WHAT TO DO>
Transcribe the full listing exactly, and drop every picture.

[Code that builds pages]
%%

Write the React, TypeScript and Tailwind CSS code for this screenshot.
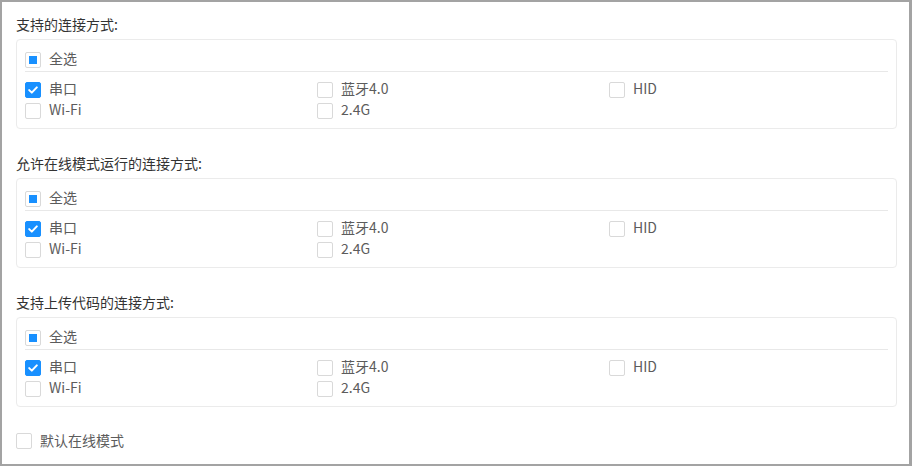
import React from "react";

type Opt = { label: string; checked?: boolean };

const options: Opt[] = [
  { label: "串口", checked: true },
  { label: "蓝牙4.0" },
  { label: "HID" },
  { label: "Wi-Fi" },
  { label: "2.4G" },
];

const sections = ["支持的连接方式:", "允许在线模式运行的连接方式:", "支持上传代码的连接方式:"];

const Box = ({ state }: { state?: "checked" | "half" }) => {
  if (state === "checked") {
    return (
      <span className="w-4 h-4 rounded-[2px] bg-[#1890ff] border border-[#1890ff] flex items-center justify-center shrink-0">
        <svg width="10" height="8" viewBox="0 0 10 8" fill="none">
          <path d="M1.2 4.1 L3.8 6.6 L8.8 1.4" stroke="#fff" strokeWidth="2" strokeLinecap="round" strokeLinejoin="round" />
        </svg>
      </span>
    );
  }
  return (
    <span className="w-4 h-4 rounded-[2px] bg-white border border-[#d9d9d9] flex items-center justify-center shrink-0">
      {state === "half" && <span className="w-2 h-2 bg-[#1890ff]" />}
    </span>
  );
};

const Item = ({ label, state, h }: { label: string; state?: "checked" | "half"; h: string }) => (
  <label className={`flex items-center gap-2 ${h} text-[14px] text-[#5c5c5c]`}>
    <Box state={state} />
    <span className="pb-[2px]">{label}</span>
  </label>
);

const Section = ({ title }: { title: string }) => (
  <div className="flex flex-col">
    <div className="h-[22px] leading-[20px] text-[14px] text-[#333] mb-[3px]">{title}</div>
    <div className="border border-[#ebebeb] rounded-[4px] px-2 pt-2 pb-[7px]">
      <Item label="全选" state="half" h="h-[23px]" />
      <div className="h-px bg-[#e8e8e8] mb-[7px]" />
      <div className="grid grid-cols-[292px_292px_1fr]">
        {options.map((o, i) => (
          <Item key={i} label={o.label} state={o.checked ? "checked" : undefined} h="h-[21px]" />
        ))}
      </div>
    </div>
  </div>
);

export default function App() {
  return (
    <div
      className="w-[912px] h-[466px] bg-white border-2 border-r-[3px] border-[#a3a3a3] pl-[14px] pr-[12px] pt-[12px] flex flex-col gap-6"
      style={{ fontFamily: '"Noto Sans CJK SC", "Noto Sans", sans-serif' }}
    >
      {sections.map((t) => (
        <Section key={t} title={t} />
      ))}
      <div className="-mt-px">
        <Item label="默认在线模式" h="h-[22px]" />
      </div>
    </div>
  );
}
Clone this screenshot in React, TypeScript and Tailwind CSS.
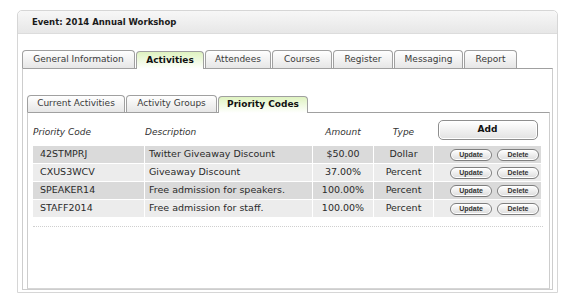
import React from 'react';

const mainTabs = [
  { label: 'General Information', w: 'w-[113px]' },
  { label: 'Activities', w: 'w-[68px]', active: true },
  { label: 'Attendees', w: 'w-[66px]' },
  { label: 'Courses', w: 'w-[60px]' },
  { label: 'Register', w: 'w-[60px]' },
  { label: 'Messaging', w: 'w-[69px]' },
  { label: 'Report', w: 'w-[53px]' },
];

const subTabs = [
  { label: 'Current Activities', w: 'w-[98px]' },
  { label: 'Activity Groups', w: 'w-[91px]' },
  { label: 'Priority Codes', w: 'w-[90px]', active: true },
];

const codes = [
  { code: '42STMPRJ', desc: 'Twitter Giveaway Discount', amount: '$50.00', type: 'Dollar' },
  { code: 'CXUS3WCV', desc: 'Giveaway Discount', amount: '37.00%', type: 'Percent' },
  { code: 'SPEAKER14', desc: 'Free admission for speakers.', amount: '100.00%', type: 'Percent' },
  { code: 'STAFF2014', desc: 'Free admission for staff.', amount: '100.00%', type: 'Percent' },
];

function Tab({ label, w, active, h }: { label: string; w: string; active?: boolean; h: string }) {
  return (
    <div
      className={`${w} ${h} shrink-0 flex items-center justify-center rounded-t-[4px] border border-b-0 border-[#a0a0a0] text-[9px] ${
        active
          ? 'bg-gradient-to-b from-[#dff3c0] to-white font-bold text-[#111] -mb-px relative z-10'
          : 'bg-gradient-to-b from-white to-[#e6e6e6] text-[#3a3a3a]'
      }`}
    >
      {label}
    </div>
  );
}

function SmallButton({ label }: { label: string }) {
  return (
    <button className="w-[42px] h-[12px] rounded-[6px] border border-[#7e7e7e] bg-gradient-to-b from-white to-[#dcdcdc] text-[7px] leading-none font-bold text-[#333] font-['Liberation_Sans',sans-serif] shadow-[inset_0_0_0_1px_#fff]">
      {label}
    </button>
  );
}

export default function App() {
  return (
    <div className="w-[569px] h-[300px] bg-white pt-[10px] pl-[17px] font-['DejaVu_Sans',sans-serif] text-[#333] overflow-hidden">
      <div className="w-[541px] h-[283px] border border-[#d6d6d6] rounded-t-[5px] flex flex-col">
        <div className="h-[23px] shrink-0 flex items-center pl-[14px] bg-gradient-to-b from-[#f7f7f7] to-[#e7e7e7] border-b border-[#dcdcdc] rounded-t-[5px] text-[8.5px] font-bold text-[#1a1a1a]">
          Event: 2014 Annual Workshop
        </div>
        <div className="flex-1 pt-[16px] pl-[4px] pr-[4px] pb-[2px] flex flex-col">
          <div className="flex gap-[1px] items-end">
            {mainTabs.map((t) => (
              <Tab key={t.label} {...t} h="h-[18px]" />
            ))}
          </div>
          <div className="flex-1 border border-[#cdcdcd] border-t-[#a0a0a0] pt-[26px] pl-[4px] pr-[2px] flex flex-col">
            <div className="flex gap-[1px] items-end">
              {subTabs.map((t) => (
                <Tab key={t.label} {...t} h="h-[17px]" />
              ))}
            </div>
            <div className="flex-1 border border-[#cdcdcd] border-t-[#a0a0a0] border-b-[#d6d6d6] pt-[7px] pl-[5px] pr-[6px]">
              <div className="flex items-end gap-[1px] text-[9px] italic text-[#333]">
                <div className="w-[111px] pb-[1px]">Priority Code</div>
                <div className="w-[167px] pb-[1px]">Description</div>
                <div className="w-[60px] pb-[1px] text-center">Amount</div>
                <div className="w-[59px] pb-[1px] text-center">Type</div>
                <div className="w-[107px] flex justify-center not-italic">
                  <button className="w-[100px] h-[20px] rounded-[5px] border border-[#8e8e8e] bg-gradient-to-b from-white to-[#e2e2e2] text-[9px] font-bold text-[#111] shadow-[inset_0_0_0_1px_#fff]">
                    Add
                  </button>
                </div>
              </div>
              <div className="mt-[6px] flex flex-col gap-[1px]">
                {codes.map((r, i) => {
                  const bg = i % 2 === 0 ? 'bg-[#dadada]' : 'bg-[#ececec]';
                  return (
                    <div key={r.code} className="flex gap-[1px] h-[17px] text-[9.5px] text-[#2a2a2a]">
                      <div className={`${bg} w-[111px] pl-[7px] flex items-center`}>{r.code}</div>
                      <div className={`${bg} w-[167px] pl-[4px] flex items-center`}>{r.desc}</div>
                      <div className={`${bg} w-[60px] flex items-center justify-center`}>{r.amount}</div>
                      <div className={`${bg} w-[59px] flex items-center justify-center`}>{r.type}</div>
                      <div className={`${bg} w-[107px] flex items-center justify-end gap-[5px] pr-[2px]`}>
                        <SmallButton label="Update" />
                        <SmallButton label="Delete" />
                      </div>
                    </div>
                  );
                })}
              </div>
              <div className="mt-[9px] border-t border-dotted border-[#cfcfcf]" />
            </div>
          </div>
        </div>
      </div>
    </div>
  );
}
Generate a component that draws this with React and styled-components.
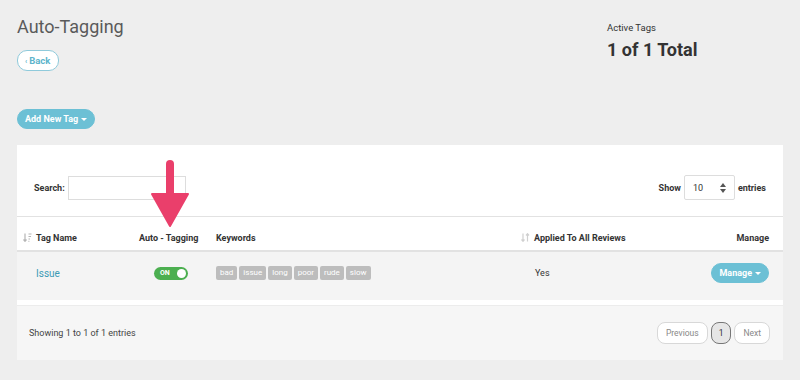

%%

OUTPUT FOR THIS EXERCISE>
Write the React, TypeScript and Tailwind CSS code for this screenshot.
import React from "react";

type Opt = { label: string; checked?: boolean };

const options: Opt[] = [
  { label: "串口", checked: true },
  { label: "蓝牙4.0" },
  { label: "HID" },
  { label: "Wi-Fi" },
  { label: "2.4G" },
];

const sections = ["支持的连接方式:", "允许在线模式运行的连接方式:", "支持上传代码的连接方式:"];

const Box = ({ state }: { state?: "checked" | "half" }) => {
  if (state === "checked") {
    return (
      <span className="w-4 h-4 rounded-[2px] bg-[#1890ff] border border-[#1890ff] flex items-center justify-center shrink-0">
        <svg width="10" height="8" viewBox="0 0 10 8" fill="none">
          <path d="M1.2 4.1 L3.8 6.6 L8.8 1.4" stroke="#fff" strokeWidth="2" strokeLinecap="round" strokeLinejoin="round" />
        </svg>
      </span>
    );
  }
  return (
    <span className="w-4 h-4 rounded-[2px] bg-white border border-[#d9d9d9] flex items-center justify-center shrink-0">
      {state === "half" && <span className="w-2 h-2 bg-[#1890ff]" />}
    </span>
  );
};

const Item = ({ label, state, h }: { label: string; state?: "checked" | "half"; h: string }) => (
  <label className={`flex items-center gap-2 ${h} text-[14px] text-[#5c5c5c]`}>
    <Box state={state} />
    <span className="pb-[2px]">{label}</span>
  </label>
);

const Section = ({ title }: { title: string }) => (
  <div className="flex flex-col">
    <div className="h-[22px] leading-[20px] text-[14px] text-[#333] mb-[3px]">{title}</div>
    <div className="border border-[#ebebeb] rounded-[4px] px-2 pt-2 pb-[7px]">
      <Item label="全选" state="half" h="h-[23px]" />
      <div className="h-px bg-[#e8e8e8] mb-[7px]" />
      <div className="grid grid-cols-[292px_292px_1fr]">
        {options.map((o, i) => (
          <Item key={i} label={o.label} state={o.checked ? "checked" : undefined} h="h-[21px]" />
        ))}
      </div>
    </div>
  </div>
);

export default function App() {
  return (
    <div
      className="w-[912px] h-[466px] bg-white border-2 border-r-[3px] border-[#a3a3a3] pl-[14px] pr-[12px] pt-[12px] flex flex-col gap-6"
      style={{ fontFamily: '"Noto Sans CJK SC", "Noto Sans", sans-serif' }}
    >
      {sections.map((t) => (
        <Section key={t} title={t} />
      ))}
      <div className="-mt-px">
        <Item label="默认在线模式" h="h-[22px]" />
      </div>
    </div>
  );
}
Clone this screenshot in React, TypeScript and Tailwind CSS.
import React from 'react';

const mainTabs = [
  { label: 'General Information', w: 'w-[113px]' },
  { label: 'Activities', w: 'w-[68px]', active: true },
  { label: 'Attendees', w: 'w-[66px]' },
  { label: 'Courses', w: 'w-[60px]' },
  { label: 'Register', w: 'w-[60px]' },
  { label: 'Messaging', w: 'w-[69px]' },
  { label: 'Report', w: 'w-[53px]' },
];

const subTabs = [
  { label: 'Current Activities', w: 'w-[98px]' },
  { label: 'Activity Groups', w: 'w-[91px]' },
  { label: 'Priority Codes', w: 'w-[90px]', active: true },
];

const codes = [
  { code: '42STMPRJ', desc: 'Twitter Giveaway Discount', amount: '$50.00', type: 'Dollar' },
  { code: 'CXUS3WCV', desc: 'Giveaway Discount', amount: '37.00%', type: 'Percent' },
  { code: 'SPEAKER14', desc: 'Free admission for speakers.', amount: '100.00%', type: 'Percent' },
  { code: 'STAFF2014', desc: 'Free admission for staff.', amount: '100.00%', type: 'Percent' },
];

function Tab({ label, w, active, h }: { label: string; w: string; active?: boolean; h: string }) {
  return (
    <div
      className={`${w} ${h} shrink-0 flex items-center justify-center rounded-t-[4px] border border-b-0 border-[#a0a0a0] text-[9px] ${
        active
          ? 'bg-gradient-to-b from-[#dff3c0] to-white font-bold text-[#111] -mb-px relative z-10'
          : 'bg-gradient-to-b from-white to-[#e6e6e6] text-[#3a3a3a]'
      }`}
    >
      {label}
    </div>
  );
}

function SmallButton({ label }: { label: string }) {
  return (
    <button className="w-[42px] h-[12px] rounded-[6px] border border-[#7e7e7e] bg-gradient-to-b from-white to-[#dcdcdc] text-[7px] leading-none font-bold text-[#333] font-['Liberation_Sans',sans-serif] shadow-[inset_0_0_0_1px_#fff]">
      {label}
    </button>
  );
}

export default function App() {
  return (
    <div className="w-[569px] h-[300px] bg-white pt-[10px] pl-[17px] font-['DejaVu_Sans',sans-serif] text-[#333] overflow-hidden">
      <div className="w-[541px] h-[283px] border border-[#d6d6d6] rounded-t-[5px] flex flex-col">
        <div className="h-[23px] shrink-0 flex items-center pl-[14px] bg-gradient-to-b from-[#f7f7f7] to-[#e7e7e7] border-b border-[#dcdcdc] rounded-t-[5px] text-[8.5px] font-bold text-[#1a1a1a]">
          Event: 2014 Annual Workshop
        </div>
        <div className="flex-1 pt-[16px] pl-[4px] pr-[4px] pb-[2px] flex flex-col">
          <div className="flex gap-[1px] items-end">
            {mainTabs.map((t) => (
              <Tab key={t.label} {...t} h="h-[18px]" />
            ))}
          </div>
          <div className="flex-1 border border-[#cdcdcd] border-t-[#a0a0a0] pt-[26px] pl-[4px] pr-[2px] flex flex-col">
            <div className="flex gap-[1px] items-end">
              {subTabs.map((t) => (
                <Tab key={t.label} {...t} h="h-[17px]" />
              ))}
            </div>
            <div className="flex-1 border border-[#cdcdcd] border-t-[#a0a0a0] border-b-[#d6d6d6] pt-[7px] pl-[5px] pr-[6px]">
              <div className="flex items-end gap-[1px] text-[9px] italic text-[#333]">
                <div className="w-[111px] pb-[1px]">Priority Code</div>
                <div className="w-[167px] pb-[1px]">Description</div>
                <div className="w-[60px] pb-[1px] text-center">Amount</div>
                <div className="w-[59px] pb-[1px] text-center">Type</div>
                <div className="w-[107px] flex justify-center not-italic">
                  <button className="w-[100px] h-[20px] rounded-[5px] border border-[#8e8e8e] bg-gradient-to-b from-white to-[#e2e2e2] text-[9px] font-bold text-[#111] shadow-[inset_0_0_0_1px_#fff]">
                    Add
                  </button>
                </div>
              </div>
              <div className="mt-[6px] flex flex-col gap-[1px]">
                {codes.map((r, i) => {
                  const bg = i % 2 === 0 ? 'bg-[#dadada]' : 'bg-[#ececec]';
                  return (
                    <div key={r.code} className="flex gap-[1px] h-[17px] text-[9.5px] text-[#2a2a2a]">
                      <div className={`${bg} w-[111px] pl-[7px] flex items-center`}>{r.code}</div>
                      <div className={`${bg} w-[167px] pl-[4px] flex items-center`}>{r.desc}</div>
                      <div className={`${bg} w-[60px] flex items-center justify-center`}>{r.amount}</div>
                      <div className={`${bg} w-[59px] flex items-center justify-center`}>{r.type}</div>
                      <div className={`${bg} w-[107px] flex items-center justify-end gap-[5px] pr-[2px]`}>
                        <SmallButton label="Update" />
                        <SmallButton label="Delete" />
                      </div>
                    </div>
                  );
                })}
              </div>
              <div className="mt-[9px] border-t border-dotted border-[#cfcfcf]" />
            </div>
          </div>
        </div>
      </div>
    </div>
  );
}
Generate a component that draws this with React and styled-components.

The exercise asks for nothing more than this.